Painting remains an important medium, even in the contemporary category. Highlights from the painting selection include Mmakgabo Helen Sebidi’s large oil depicting rural communion, Horse Spirit (estimate R600 000 – 900 000), and a noteworthy trove of six works by Robert Hodgins. The standout Hodgins is an unusual study of an urban landscape, Memo Painting #1 (estimate R1.2 – 1.6 million), which references a 1993 film he made in collaboration with Deborah Bell and William Kentridge.

The photography selection includes a number of prominent photographers, among them Jane Alexander, Jabulani Dhlamini, Greg Marinovich, Zanele Muholi, Thabiso Sekgala and Guy Tillim. Two of the photographers, Muholi and Mikhael Subotzky, have previously been exhibited in the main curated pavilion of the Venice Biennale.

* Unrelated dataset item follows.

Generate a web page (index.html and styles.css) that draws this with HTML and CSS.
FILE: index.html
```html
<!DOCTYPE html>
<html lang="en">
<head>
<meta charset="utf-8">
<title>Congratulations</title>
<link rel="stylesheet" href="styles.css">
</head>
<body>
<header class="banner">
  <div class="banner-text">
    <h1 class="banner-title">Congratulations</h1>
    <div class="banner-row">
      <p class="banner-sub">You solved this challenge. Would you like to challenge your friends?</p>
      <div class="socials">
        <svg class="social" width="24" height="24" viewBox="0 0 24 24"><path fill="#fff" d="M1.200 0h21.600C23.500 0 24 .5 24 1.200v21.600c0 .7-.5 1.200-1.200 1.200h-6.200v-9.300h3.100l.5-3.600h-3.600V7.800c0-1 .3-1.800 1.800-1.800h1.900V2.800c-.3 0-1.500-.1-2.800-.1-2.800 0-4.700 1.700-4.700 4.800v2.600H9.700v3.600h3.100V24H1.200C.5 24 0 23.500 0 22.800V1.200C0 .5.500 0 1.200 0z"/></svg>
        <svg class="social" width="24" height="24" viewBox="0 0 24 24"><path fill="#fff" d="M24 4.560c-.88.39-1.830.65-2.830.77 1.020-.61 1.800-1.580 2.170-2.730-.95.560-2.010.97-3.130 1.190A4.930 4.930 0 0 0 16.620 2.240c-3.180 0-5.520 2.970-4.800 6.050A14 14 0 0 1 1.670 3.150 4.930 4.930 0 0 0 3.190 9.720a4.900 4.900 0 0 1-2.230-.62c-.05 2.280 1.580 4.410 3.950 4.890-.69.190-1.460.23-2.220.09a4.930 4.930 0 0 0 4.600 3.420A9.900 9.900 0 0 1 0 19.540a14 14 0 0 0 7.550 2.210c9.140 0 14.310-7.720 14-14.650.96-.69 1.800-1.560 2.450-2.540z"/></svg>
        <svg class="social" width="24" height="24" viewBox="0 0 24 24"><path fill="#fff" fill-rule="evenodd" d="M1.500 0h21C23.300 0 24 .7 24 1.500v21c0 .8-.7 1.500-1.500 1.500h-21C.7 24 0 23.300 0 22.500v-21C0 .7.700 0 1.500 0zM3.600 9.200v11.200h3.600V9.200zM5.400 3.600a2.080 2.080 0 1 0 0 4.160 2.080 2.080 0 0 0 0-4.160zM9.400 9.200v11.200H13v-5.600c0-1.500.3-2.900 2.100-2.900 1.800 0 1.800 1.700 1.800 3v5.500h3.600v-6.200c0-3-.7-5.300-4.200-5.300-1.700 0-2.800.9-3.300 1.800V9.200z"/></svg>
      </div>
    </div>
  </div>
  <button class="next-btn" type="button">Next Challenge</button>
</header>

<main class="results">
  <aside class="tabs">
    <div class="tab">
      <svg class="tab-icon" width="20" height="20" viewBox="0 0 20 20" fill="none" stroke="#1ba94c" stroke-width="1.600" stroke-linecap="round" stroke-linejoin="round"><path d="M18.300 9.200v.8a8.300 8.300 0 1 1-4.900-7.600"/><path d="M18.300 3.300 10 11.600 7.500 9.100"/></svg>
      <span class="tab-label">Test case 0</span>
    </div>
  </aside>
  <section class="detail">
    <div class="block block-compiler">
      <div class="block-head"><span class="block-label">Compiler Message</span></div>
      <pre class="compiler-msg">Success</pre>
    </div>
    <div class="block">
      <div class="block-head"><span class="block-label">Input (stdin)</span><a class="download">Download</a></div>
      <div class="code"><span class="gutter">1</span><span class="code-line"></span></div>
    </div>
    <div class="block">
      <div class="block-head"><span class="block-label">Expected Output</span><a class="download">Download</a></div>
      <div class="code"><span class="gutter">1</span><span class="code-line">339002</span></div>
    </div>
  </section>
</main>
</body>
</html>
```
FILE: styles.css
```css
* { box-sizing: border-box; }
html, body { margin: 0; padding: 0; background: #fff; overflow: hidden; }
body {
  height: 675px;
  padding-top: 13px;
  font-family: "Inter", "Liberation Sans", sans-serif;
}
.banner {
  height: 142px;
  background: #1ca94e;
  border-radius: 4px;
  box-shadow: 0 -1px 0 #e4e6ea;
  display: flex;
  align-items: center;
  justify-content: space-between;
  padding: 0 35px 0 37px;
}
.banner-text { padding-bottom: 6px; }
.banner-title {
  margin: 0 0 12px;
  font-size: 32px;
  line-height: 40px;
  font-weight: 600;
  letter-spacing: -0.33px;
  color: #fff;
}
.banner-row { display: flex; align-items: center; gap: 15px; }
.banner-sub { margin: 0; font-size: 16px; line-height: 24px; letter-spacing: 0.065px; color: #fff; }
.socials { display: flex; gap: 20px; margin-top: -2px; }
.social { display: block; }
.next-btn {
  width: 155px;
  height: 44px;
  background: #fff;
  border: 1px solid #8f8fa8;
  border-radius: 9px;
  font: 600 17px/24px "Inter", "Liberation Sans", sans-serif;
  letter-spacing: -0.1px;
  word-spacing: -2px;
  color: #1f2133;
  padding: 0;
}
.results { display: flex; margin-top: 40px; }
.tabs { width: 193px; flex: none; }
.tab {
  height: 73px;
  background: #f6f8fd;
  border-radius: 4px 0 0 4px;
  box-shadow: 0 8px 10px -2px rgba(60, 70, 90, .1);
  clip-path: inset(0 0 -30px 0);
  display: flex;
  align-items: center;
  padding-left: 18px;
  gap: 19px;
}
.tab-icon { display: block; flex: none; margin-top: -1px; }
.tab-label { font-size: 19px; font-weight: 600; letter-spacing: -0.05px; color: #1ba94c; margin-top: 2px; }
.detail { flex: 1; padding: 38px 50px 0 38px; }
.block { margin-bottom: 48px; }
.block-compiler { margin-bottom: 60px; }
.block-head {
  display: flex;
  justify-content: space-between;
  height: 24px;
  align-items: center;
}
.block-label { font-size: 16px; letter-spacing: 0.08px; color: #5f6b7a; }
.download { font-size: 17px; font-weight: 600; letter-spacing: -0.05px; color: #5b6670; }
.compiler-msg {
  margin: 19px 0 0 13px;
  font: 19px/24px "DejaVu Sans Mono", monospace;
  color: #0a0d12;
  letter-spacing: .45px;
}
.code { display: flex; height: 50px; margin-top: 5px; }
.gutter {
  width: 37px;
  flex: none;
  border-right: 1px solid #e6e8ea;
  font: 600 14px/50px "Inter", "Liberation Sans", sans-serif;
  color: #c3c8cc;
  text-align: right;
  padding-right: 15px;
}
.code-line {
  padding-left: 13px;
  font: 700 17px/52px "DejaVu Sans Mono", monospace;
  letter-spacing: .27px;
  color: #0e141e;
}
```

Dhlamini is currently exhibiting in London, a portfolio documenting lockdown in Soweto.

Strauss & Co’s forthcoming Live Virtual July sale will follow the format of its successful May sale, with auctioneers hammering down lots from physical salerooms in Cape Town and Johannesburg, but bidders participating remotely from the safety and comfort of their homes. The sale will be livestreamed via the Strauss website, which is integrated with Invaluable.com, the world’s leading international platform for buying art, antiques and collectibles online, and offer buyers a seamless transactional environment. Bidders can place live bids on Strauss & Co’s website, or bid with a company representative on the telephone during the sale. Strauss & Co’s salerooms have back-up generators in the event of loadshedding.